どのような産業でも新しい物が開発され商品化されます。着物も同じです。大正初期にその形式が整えられた訪問着は振袖や留袖のように続き柄になっています。続き柄は糸を染めて織る方法ではなく、白生地を織ってから染色します。紬訪問着も 後染め織物 です。後染めの紬が訪問着が作られるまでなかったのかどうかはわかりませんが、後染めの小紋柄や縞柄などの紬があります。そもそも なぜそうなのかわかりませんが、 後染め織物 の方が格が上なのです。糸を染めてから織る 「お召」 もおしゃれ着の範中です。紬がどんなに高価でもおしゃれ着だというのが前提ですが、訪問着という名前がつくことでおしゃれ着の中でも格が上という新たな紬を商品化したことは商売上手だと思います。糸は 紬糸 ではなく 生糸 で使う場合が多くなります。 生糸 の方が 紬糸 より格が上だからです。どんな着物もさまざまな技術者がいて一つの織物が産まれます。作業は分業です。染色の分野では先染めの紬をつくる染屋さんと後染めの紬をつくる染屋さんは別の業者さんです。その技術を同じ土俵で比べるわけにはいきません。

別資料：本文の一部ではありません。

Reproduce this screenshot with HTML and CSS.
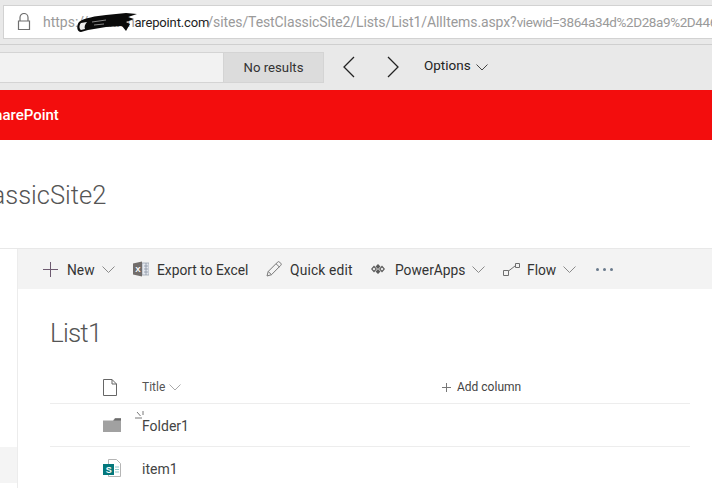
FILE: index.html
```html
<!DOCTYPE html>
<html lang="en">
<head>
<meta charset="utf-8">
<title>List1</title>
<link rel="stylesheet" href="styles.css">
</head>
<body>
<header class="browser">
  <div class="urlwrap">
    <div class="urlbar">
      <svg class="lock" width="14" height="18" viewBox="0 0 14 18"><path d="M3 8V4.500a4 4 0 0 1 8 0V8M1.500 8h11v8.500h-11z" fill="none" stroke="#6f6f6f" stroke-width="1.200"/></svg>
      <span class="url"><span class="dim">https://</span><span class="masked">xxxx.sh</span><span class="host">arepoint.com</span><span class="dim path">/sites/TestClassicSite2/Lists/List1/AllItems.aspx?</span><span class="dim query">viewid=3864a34d%2D28a9%2D446b%2D</span></span>
      <svg class="scribble" width="62" height="22" viewBox="0 0 62 22"><path d="M3 10C8 6 20 4 30 3L50 1l11 1-9 3 6 2-8 3 4 2-4 7-4-5-16 1-18 3-7 2C1 20 0 14 3 10z" fill="#0a0a0a"/><path d="M5 11c-2 2-2 6 0 7l4-1c-1-2 0-5 2-7z" fill="#eee"/><path d="M16 10l14-2M18 13l10-1" stroke="#888" stroke-width="1"/></svg>
    </div>
  </div>
  <div class="findbar">
    <div class="findinput"></div>
    <div class="findcount">No results</div>
    <svg class="findnav prev" width="13" height="22" viewBox="0 0 13 22"><path d="M12 1 2 11l10 10" fill="none" stroke="#222" stroke-width="1.300"/></svg>
    <svg class="findnav next" width="13" height="22" viewBox="0 0 13 22"><path d="M1 1l10 10L1 21" fill="none" stroke="#222" stroke-width="1.300"/></svg>
    <span class="options">Options</span>
    <svg class="optchev" width="12" height="7" viewBox="0 0 12 7"><path d="M.5.500 6 6 11.500.5" fill="none" stroke="#444"/></svg>
  </div>
</header>
<div class="suitebar"><span class="brand">SharePoint</span></div>
<div class="sitehead"><h1 class="sitename">TestClassicSite2</h1></div>
<div class="workspace">
  <nav class="leftnav"><div class="navpick"></div></nav>
  <main class="content">
    <div class="cmdbar">
      <div class="cmd cmd-new">
        <svg width="15" height="15" viewBox="0 0 15 15"><path d="M7.500 0v15M0 7.500h15" stroke="#6d5a70" stroke-width="1"/></svg>
        <span class="lbl w-new">New</span>
        <svg class="chev" width="13" height="7" viewBox="0 0 13 7"><path d="M.5.500 6.500 6.500 12.500.5" fill="none" stroke="#8a8a8a"/></svg>
      </div>
      <div class="cmd cmd-excel">
        <svg width="16" height="16" viewBox="0 0 16 16"><path d="M9 2h7v12H9z" fill="#e4e8ef" stroke="#9aa3b0" stroke-width=".8"/><path d="M11 5h4M11 8h4M11 11h4M13 2v12" stroke="#8a94a3" stroke-width=".8"/><path d="M0 2.500 9 .5v15l-9-2z" fill="#716c6a"/><text x="2.200" y="11" class="xmark">X</text></svg>
        <span class="lbl w-excel">Export to Excel</span>
      </div>
      <div class="cmd cmd-edit">
        <svg width="16" height="16" viewBox="0 0 16 16"><path d="M1 15l1.200-4.500L11.500 1.200a1.500 1.500 0 0 1 2.200 0l1 1a1.500 1.500 0 0 1 0 2.200L5.500 13.700zM2.200 10.500l3.300 3.200M10 2.700l3.300 3.200" fill="none" stroke="#777" stroke-width="1"/></svg>
        <span class="lbl w-edit">Quick edit</span>
      </div>
      <div class="cmd cmd-apps">
        <svg width="14" height="10" viewBox="0 0 14 10"><path d="M3 1.500 6 5 3 8.500 0 5zM11 1.500 14 5l-3 3.500L8 5z" fill="#5b5b5b"/><path d="M7 0 9.500 2.500 7 5 4.500 2.500zM7 5l2.500 2.500L7 10 4.500 7.500z" fill="#5b5b5b"/><path d="M3 3.500 4.500 5 3 6.500 1.500 5zM11 3.500 12.500 5 11 6.500 9.500 5z" fill="#f3f3f3"/></svg>
        <span class="lbl w-apps">PowerApps</span>
        <svg class="chev" width="13" height="7" viewBox="0 0 13 7"><path d="M.5.500 6.500 6.500 12.500.5" fill="none" stroke="#8a8a8a"/></svg>
      </div>
      <div class="cmd cmd-flow">
        <svg width="17" height="13" viewBox="0 0 17 13"><path d="M.5 7.500h5v5h-5zM12.500.5h4v4h-4zM5.500 8 12 3" fill="none" stroke="#6e6e6e"/></svg>
        <span class="lbl w-flow">Flow</span>
        <svg class="chev" width="13" height="7" viewBox="0 0 13 7"><path d="M.5.500 6.500 6.500 12.500.5" fill="none" stroke="#8a8a8a"/></svg>
      </div>
      <div class="more"><i></i><i></i><i></i></div>
    </div>
    <section class="listarea">
      <h2 class="listname">List1</h2>
      <div class="row headrow">
        <div class="iconcol"><svg width="14" height="17" viewBox="0 0 14 17"><path d="M.5.500h8.500l4.500 4.500v11.500H.5zM9 .5V5h4.500" fill="none" stroke="#666"/></svg></div>
        <div class="titlecol"><span class="coltitle">Title</span><svg width="12" height="7" viewBox="0 0 12 7"><path d="M.5.500 6 6 11.500.5" fill="none" stroke="#aaa"/></svg></div>
        <div class="addcol"><svg width="9" height="9" viewBox="0 0 9 9"><path d="M4.500 0v9M0 4.500h9" stroke="#777"/></svg><span>Add column</span></div>
      </div>
      <div class="row itemrow">
        <div class="iconcol"><svg width="18" height="14" viewBox="0 0 18 14"><path d="M0 2.500h10L12 0h6v14H0z" fill="#a1a1a1"/><path d="M10.500 2.500 12.300.6H18v1.900z" fill="#6b6b6b"/></svg></div>
        <div class="titlecol itemname">Folder1
          <svg class="spark" width="9" height="8" viewBox="0 0 9 8"><path d="M0 7h7M2 1l3.500 4M8 0v4" stroke="#555" stroke-width=".8" fill="none"/></svg>
        </div>
      </div>
      <div class="row itemrow">
        <div class="iconcol"><svg width="18" height="18" viewBox="0 0 18 18"><path d="M5.500.5h8l4 4v13h-12z" fill="#fff" stroke="#b5b5b5"/><path d="M12 8h4M12 10.500h4M12 13h4" stroke="#8fc7c9"/><path d="M0 5h11v11H0z" fill="#03787c"/><text x="2.800" y="13.800" class="smark">S</text></svg></div>
        <div class="titlecol itemname">item1</div>
      </div>
    </section>
  </main>
</div>
</body>
</html>
```
FILE: styles.css
```css
* { box-sizing: border-box; }
html, body { margin: 0; height: 100%; overflow: hidden; background: #fff; }
body { width: 712px; height: 488px; font-family: Roboto, "Open Sans", "Liberation Sans", sans-serif; color: #333; }
h1, h2 { margin: 0; font-weight: 400; }

.browser { height: 90px; background: #e9e9e9; overflow: hidden; }
.urlwrap { height: 45px; padding: 5px 0 0 3px; border-bottom: 1px solid #cfcfcf; }
.urlbar { position: relative; width: 760px; height: 34px; display: flex; align-items: center; background: #fff; border: 1px solid #d2d2d2; padding-left: 13px; white-space: nowrap; }
.lock { flex: none; margin-right: 12px; }
.url { display: flex; align-items: baseline; font-size: 14px; color: #111; }
.dim { color: #9a9a9a; }
.masked { display: block; width: 46px; text-align: right; color: #9a9a9a; }
.host { display: block; width: 73px; font-size: 13px; letter-spacing: -.15px; color: #222; }
.path { letter-spacing: -.1px; }
.query { font-size: 13.500px; letter-spacing: -.4px; }
.scribble { position: absolute; left: 72px; top: 6px; }

.findbar { display: flex; align-items: center; height: 44px; }
.findinput { width: 223px; height: 31px; background: #f2f2f2; border: 1px solid #d4d4d4; border-left: 0; border-right: 0; }
.findcount { width: 101px; height: 31px; display: flex; align-items: center; justify-content: center; font-size: 13.200px; color: #333; background: #dcdcdc; border: 1px solid #d4d4d4; }
.findnav { flex: none; }
.prev { margin-left: 18px; }
.next { margin-left: 32px; }
.options { margin-left: 24px; margin-top: -5px; font-size: 13.500px; color: #222; }
.optchev { margin-left: 5px; }

.suitebar { height: 50px; background: #f30d0d; display: flex; align-items: center; overflow: hidden; }
.brand { margin-left: -15px; font-size: 15px; font-weight: 500; color: #fff; }

.sitehead { height: 108px; display: flex; align-items: center; overflow: hidden; }
.sitename { margin-left: -79px; margin-top: 1px; font-size: 25.500px; color: #555; white-space: nowrap; font-weight: 300; }

.workspace { display: flex; height: 240px; border-top: 1px solid #e8e8e8; }
.leftnav { width: 18px; flex: none; border-right: 1px solid #ececec; display: flex; flex-direction: column; }
.navpick { height: 36px; margin-top: 198px; background: #f4f4f4; }
.content { flex: 1; min-width: 0; }

.cmdbar { height: 40px; display: flex; align-items: center; background: #f3f3f3; font-size: 13.800px; color: #333; white-space: nowrap; }
.cmd { display: flex; align-items: center; flex: none; }
.cmd-new { margin-left: 25px; }
.chev { margin-left: 8px; }
.lbl { display: block; padding-top: 2px; }
.w-new { margin-left: 9px; width: 27px; }
.cmd-excel { margin-left: 18px; }
.w-excel { margin-left: 8px; width: 91px; }
.cmd-edit { margin-left: 18px; }
.w-edit { margin-left: 8px; width: 63px; letter-spacing: .15px; }
.cmd-apps { margin-left: 18px; }
.w-apps { margin-left: 10px; width: 69px; }
.cmd-flow { margin-left: 18px; }
.w-flow { margin-left: 7px; width: 28px; }
.xmark { font: 700 8px "Liberation Sans", sans-serif; fill: #fff; }
.smark { font: 700 9px "Liberation Sans", sans-serif; fill: #fff; }
.more { display: flex; gap: 4px; margin-left: 20px; }
.more i { width: 3px; height: 3px; border-radius: 50%; background: #6a7a8c; }

.listarea { padding: 0 22px 0 32px; }
.listname { height: 80px; padding-top: 26px; font-size: 26px; letter-spacing: -.8px; line-height: 36px; color: #555; font-weight: 300; }
.row { display: flex; align-items: center; border-bottom: 1px solid #ededed; }
.headrow { height: 35px; padding-top: 2px; }
.itemrow { height: 43px; }
.iconcol { width: 92px; flex: none; display: flex; padding-left: 53px; }
.titlecol { position: relative; display: flex; align-items: center; width: 300px; flex: none; }
.coltitle { font-size: 12px; color: #555; margin-right: 4px; }
.addcol { display: flex; align-items: center; font-size: 12px; color: #444; }
.addcol span { margin-left: 6px; }
.itemname { font-size: 14px; color: #444; padding-top: 2px; }
.spark { position: absolute; left: -7px; top: -5px; }
```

紬を呉服屋さんで見ていると 「後染めの紬しか持っていない」というと「ほんとうの紬は先染めですので ほんものをお持ちください。」といい 「先染めの紬しか持っていません。」というと「紬の訪問着は格が上なんです。」とかいわれるのです。売る時の台詞として、持っていない方を売ろうとして持っている方の紬をぼろくそにけなす店員がいるのにはうんざりします。そのような店員さんは「無視」して気に入った紬を購入してください。

生紬?

ネットで生紬の説明を読むと 紬糸をあまり精練しないで染色する紬と紹介したり 生糸をあまり精練しないで染色する紬と二通りあります。紬は糸の段階で精練(セリシンを取り除く)を行い、染色して織る(先染め織物)や織物にしてから精練し、染色する(後染め織物)があります。
「生織物」 「練織物」は生糸を精練しないで織る「生織物」。糸の段階で精練すると「練織物」といいます。紬糸を使った織物は「生織物」や 「練織物」とはいいません。しかし 現在は、生糸を使って織っている○○紬も多くありますが、昔からの習慣がそのままになっています。また生糸を精練しないで染色することを生(き)染めといいます。この生(き)という言葉はセリシンがのぞかれていないという意味でつかわれています。そこから生紬という名ができたのではないかと推測しています。セリシンが残っていると染色に技術がいると聞いたことがあります。 糸の段階で セリシンを取り除く度合いで 本練り 七分練 半練 があります。生紬がどれぐらいセリシンが残っているのかわかりませんが糊がきいたような感じの生地です。
糸を精練しないで染色してから織った生紬と糸を精練をしないで織り、できた白生地を精練しないで染色する生紬が考えられます。